One critical detail: the €25,000 and €100,000 thresholds behave differently when breached. If you cross €100,000 in the current year, or €25,000 in your founding year, you become VAT-liable immediately starting from the invoice that pushes you over. But if you exceed €25,000 in a subsequent year while staying under €100,000, you keep your exemption for the rest of that year and only lose it the following January 1. Choosing the Kleinunternehmerregelung means you don’t charge VAT to customers, but it also means you can’t reclaim VAT on your own business expenses, which stings if you’re making large equipment purchases.

A USt-IdNr is generally unnecessary if you operate purely under the small business exemption with only domestic clients. You’ll still need one if you provide services to businesses in other EU countries, even if you don’t charge VAT domestically.

Penalties for Late Tax Filing

Once you’re in the German tax system, you’re expected to meet its deadlines. For the 2025 tax year, self-filed personal income tax returns are due by July 31, 2026. If you use a tax advisor, you typically receive an extended deadline.

Missing a filing deadline triggers a late-filing surcharge (Verspätungszuschlag) under §152 of the German Fiscal Code (Abgabenordnung). The surcharge is 0.25% of the assessed tax for each month or partial month the return is overdue, with a minimum of €25 per month and a maximum of €25,000 total. For returns filed significantly past the deadline, the surcharge becomes mandatory rather than discretionary.

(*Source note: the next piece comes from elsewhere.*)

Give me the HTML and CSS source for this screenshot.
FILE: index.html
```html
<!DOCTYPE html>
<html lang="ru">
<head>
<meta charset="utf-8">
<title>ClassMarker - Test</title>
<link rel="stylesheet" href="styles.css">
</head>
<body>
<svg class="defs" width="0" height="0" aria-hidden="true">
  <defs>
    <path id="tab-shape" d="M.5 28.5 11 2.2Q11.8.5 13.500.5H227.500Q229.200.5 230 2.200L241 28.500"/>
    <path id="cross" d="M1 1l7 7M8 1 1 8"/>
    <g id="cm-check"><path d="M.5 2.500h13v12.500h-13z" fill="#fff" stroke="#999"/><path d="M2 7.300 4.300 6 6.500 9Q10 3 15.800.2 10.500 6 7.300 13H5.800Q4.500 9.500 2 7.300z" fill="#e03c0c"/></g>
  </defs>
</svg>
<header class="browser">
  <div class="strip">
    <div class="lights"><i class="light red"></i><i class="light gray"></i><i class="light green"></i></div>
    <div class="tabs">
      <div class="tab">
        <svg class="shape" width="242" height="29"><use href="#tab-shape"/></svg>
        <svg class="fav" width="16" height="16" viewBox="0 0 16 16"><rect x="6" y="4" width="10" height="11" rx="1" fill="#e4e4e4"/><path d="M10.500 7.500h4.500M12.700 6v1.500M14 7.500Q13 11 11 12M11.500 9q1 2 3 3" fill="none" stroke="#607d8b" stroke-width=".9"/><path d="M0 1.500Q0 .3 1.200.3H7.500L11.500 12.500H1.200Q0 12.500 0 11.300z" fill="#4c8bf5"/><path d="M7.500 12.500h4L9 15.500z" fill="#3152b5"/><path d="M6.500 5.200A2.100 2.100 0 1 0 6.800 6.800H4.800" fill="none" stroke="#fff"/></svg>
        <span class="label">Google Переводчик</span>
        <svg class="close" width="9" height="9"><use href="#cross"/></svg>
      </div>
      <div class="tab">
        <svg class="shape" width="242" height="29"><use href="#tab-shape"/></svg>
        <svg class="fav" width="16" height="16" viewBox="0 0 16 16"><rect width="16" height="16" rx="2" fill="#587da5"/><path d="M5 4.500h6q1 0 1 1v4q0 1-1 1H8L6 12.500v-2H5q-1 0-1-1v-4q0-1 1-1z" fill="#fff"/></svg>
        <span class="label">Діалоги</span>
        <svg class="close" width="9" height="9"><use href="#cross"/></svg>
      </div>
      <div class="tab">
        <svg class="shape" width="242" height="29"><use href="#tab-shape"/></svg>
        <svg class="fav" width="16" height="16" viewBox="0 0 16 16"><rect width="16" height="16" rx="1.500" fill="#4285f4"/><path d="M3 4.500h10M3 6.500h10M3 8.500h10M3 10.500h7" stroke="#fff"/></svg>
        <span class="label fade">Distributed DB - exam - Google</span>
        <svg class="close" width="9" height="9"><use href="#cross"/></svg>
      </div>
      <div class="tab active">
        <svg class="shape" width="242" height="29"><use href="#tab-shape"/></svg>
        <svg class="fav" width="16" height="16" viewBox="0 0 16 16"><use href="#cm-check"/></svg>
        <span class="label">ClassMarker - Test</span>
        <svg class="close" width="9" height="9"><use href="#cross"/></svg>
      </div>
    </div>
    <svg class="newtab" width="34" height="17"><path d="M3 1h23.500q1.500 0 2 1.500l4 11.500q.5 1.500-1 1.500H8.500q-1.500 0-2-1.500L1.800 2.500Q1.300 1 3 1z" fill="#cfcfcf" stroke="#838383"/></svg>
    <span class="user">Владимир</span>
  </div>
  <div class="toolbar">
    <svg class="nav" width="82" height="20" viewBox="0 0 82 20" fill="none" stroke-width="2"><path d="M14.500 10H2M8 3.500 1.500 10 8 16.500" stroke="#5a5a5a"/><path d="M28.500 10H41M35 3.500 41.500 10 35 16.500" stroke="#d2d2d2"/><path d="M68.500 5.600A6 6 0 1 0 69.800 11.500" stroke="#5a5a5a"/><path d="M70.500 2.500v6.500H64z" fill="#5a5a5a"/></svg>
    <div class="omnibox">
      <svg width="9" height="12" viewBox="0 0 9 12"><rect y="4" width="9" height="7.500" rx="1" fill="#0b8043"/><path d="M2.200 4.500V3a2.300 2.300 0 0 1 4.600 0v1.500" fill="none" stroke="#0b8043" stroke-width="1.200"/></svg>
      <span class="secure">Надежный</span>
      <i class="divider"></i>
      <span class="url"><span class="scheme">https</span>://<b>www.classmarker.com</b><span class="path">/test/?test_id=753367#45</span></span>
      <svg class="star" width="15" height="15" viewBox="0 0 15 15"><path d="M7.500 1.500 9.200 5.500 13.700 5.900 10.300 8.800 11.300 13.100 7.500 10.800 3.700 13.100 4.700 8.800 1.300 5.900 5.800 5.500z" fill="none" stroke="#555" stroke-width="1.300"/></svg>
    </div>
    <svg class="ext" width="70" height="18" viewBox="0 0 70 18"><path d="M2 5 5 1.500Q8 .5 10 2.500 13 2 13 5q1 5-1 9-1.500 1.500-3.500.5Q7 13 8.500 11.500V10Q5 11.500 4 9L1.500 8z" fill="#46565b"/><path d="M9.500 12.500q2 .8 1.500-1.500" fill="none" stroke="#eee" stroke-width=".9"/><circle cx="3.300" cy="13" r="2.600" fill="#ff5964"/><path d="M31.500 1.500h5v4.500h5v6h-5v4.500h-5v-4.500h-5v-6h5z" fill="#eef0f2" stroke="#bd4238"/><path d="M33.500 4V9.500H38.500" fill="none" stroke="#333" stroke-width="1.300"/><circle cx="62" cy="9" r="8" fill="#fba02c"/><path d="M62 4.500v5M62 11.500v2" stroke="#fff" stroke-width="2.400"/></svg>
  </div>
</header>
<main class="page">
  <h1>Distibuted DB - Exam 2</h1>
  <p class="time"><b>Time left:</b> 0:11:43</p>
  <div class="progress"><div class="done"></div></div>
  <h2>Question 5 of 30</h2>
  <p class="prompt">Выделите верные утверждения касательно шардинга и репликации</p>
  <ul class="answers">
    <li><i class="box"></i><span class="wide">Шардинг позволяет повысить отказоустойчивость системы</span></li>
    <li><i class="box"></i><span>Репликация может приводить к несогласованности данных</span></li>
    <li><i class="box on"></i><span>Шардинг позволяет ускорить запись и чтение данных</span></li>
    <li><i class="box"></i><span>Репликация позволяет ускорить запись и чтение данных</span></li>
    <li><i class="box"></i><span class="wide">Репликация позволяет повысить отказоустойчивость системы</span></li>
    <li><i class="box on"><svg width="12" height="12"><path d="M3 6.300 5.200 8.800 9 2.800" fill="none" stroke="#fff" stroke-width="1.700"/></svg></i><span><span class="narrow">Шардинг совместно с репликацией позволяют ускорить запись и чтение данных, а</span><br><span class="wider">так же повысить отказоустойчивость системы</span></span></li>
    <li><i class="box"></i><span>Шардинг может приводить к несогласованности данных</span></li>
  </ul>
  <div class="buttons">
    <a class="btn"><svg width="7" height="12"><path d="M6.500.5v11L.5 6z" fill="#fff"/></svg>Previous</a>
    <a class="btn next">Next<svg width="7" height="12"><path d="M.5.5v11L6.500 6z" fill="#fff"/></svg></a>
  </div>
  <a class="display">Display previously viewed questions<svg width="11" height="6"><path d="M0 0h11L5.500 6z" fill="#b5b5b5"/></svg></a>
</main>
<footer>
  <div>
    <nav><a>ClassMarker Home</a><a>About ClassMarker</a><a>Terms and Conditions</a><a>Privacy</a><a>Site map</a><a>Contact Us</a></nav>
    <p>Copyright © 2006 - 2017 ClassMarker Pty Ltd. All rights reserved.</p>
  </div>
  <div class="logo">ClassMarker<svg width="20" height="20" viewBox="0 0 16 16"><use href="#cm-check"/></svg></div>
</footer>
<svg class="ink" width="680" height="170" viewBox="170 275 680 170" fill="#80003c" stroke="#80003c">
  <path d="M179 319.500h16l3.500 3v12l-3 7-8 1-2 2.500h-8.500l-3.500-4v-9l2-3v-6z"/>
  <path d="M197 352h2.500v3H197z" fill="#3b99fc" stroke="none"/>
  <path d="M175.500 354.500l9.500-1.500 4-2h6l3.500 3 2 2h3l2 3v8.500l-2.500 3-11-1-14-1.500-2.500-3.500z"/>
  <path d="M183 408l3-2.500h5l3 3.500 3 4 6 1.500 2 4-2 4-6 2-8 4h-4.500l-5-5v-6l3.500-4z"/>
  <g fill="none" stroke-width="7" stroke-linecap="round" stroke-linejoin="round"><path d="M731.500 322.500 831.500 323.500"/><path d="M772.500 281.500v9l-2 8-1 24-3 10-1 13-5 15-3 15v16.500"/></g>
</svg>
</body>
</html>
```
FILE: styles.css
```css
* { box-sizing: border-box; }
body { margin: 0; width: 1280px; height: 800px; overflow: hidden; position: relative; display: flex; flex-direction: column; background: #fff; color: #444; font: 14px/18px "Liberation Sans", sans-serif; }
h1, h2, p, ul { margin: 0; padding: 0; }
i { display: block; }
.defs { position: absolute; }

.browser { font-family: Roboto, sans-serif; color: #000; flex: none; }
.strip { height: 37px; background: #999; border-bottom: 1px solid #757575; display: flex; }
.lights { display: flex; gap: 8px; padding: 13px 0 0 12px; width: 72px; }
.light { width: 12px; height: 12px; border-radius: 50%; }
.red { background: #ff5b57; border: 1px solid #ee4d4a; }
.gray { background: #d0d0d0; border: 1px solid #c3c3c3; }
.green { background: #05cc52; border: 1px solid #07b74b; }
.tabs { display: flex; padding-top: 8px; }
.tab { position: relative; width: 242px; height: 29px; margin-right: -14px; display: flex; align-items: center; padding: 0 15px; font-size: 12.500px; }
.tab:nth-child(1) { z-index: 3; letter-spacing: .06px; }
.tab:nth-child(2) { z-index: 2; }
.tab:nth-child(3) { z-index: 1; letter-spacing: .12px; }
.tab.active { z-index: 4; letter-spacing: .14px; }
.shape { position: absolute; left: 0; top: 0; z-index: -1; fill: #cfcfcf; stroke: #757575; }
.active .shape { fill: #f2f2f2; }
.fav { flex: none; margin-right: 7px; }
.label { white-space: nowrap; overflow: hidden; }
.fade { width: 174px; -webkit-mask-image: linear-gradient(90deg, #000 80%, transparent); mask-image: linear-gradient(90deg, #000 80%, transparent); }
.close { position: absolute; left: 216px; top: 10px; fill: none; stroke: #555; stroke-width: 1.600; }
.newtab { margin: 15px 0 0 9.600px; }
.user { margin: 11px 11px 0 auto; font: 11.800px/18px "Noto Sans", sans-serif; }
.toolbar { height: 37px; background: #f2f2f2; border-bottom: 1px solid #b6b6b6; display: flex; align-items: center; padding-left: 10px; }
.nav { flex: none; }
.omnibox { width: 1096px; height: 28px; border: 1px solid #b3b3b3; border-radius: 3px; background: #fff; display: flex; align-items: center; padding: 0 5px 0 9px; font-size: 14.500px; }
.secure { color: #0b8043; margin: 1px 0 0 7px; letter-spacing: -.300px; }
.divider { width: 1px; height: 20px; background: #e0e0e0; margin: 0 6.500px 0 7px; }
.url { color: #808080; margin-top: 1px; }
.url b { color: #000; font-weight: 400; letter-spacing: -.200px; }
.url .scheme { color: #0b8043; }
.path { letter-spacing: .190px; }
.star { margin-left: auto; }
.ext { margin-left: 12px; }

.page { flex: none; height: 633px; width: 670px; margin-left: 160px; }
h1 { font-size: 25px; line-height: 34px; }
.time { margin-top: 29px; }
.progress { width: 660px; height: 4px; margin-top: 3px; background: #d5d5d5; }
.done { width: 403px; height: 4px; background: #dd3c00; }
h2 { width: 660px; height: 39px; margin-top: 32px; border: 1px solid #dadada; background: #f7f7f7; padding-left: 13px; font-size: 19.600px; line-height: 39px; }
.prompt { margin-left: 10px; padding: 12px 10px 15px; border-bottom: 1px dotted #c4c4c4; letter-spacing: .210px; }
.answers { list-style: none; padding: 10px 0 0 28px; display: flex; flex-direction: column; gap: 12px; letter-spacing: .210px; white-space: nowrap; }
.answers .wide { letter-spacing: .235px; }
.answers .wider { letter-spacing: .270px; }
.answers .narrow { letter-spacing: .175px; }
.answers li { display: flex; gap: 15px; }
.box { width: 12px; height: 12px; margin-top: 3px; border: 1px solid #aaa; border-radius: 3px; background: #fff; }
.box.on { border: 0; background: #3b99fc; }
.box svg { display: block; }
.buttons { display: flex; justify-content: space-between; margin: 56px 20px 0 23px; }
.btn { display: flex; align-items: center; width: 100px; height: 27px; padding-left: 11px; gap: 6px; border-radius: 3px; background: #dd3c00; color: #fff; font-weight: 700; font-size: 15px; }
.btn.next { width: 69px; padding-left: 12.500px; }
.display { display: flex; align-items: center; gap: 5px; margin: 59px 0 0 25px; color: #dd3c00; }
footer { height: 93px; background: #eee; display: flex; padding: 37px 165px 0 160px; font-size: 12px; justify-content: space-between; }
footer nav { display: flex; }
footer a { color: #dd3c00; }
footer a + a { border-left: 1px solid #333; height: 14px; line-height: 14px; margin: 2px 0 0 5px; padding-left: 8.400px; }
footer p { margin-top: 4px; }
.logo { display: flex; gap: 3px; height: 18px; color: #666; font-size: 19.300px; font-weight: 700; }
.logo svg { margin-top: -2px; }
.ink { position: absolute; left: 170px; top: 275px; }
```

Separately, the tax office charges interest on underpayments and overpayments at a statutory rate of 0.15% per month (1.8% per year) under §233a of the Fiscal Code. These interest charges are distinct from the late-filing surcharge and can stack on top of it. The interest rate was revised in 2022 and is subject to re-evaluation, with the next review due by January 2026.

The takeaway for new residents: the German tax system is automated and efficient at tracking deadlines. Getting your tax numbers in order early and filing on time isn’t just good practice, it’s the cheapest approach.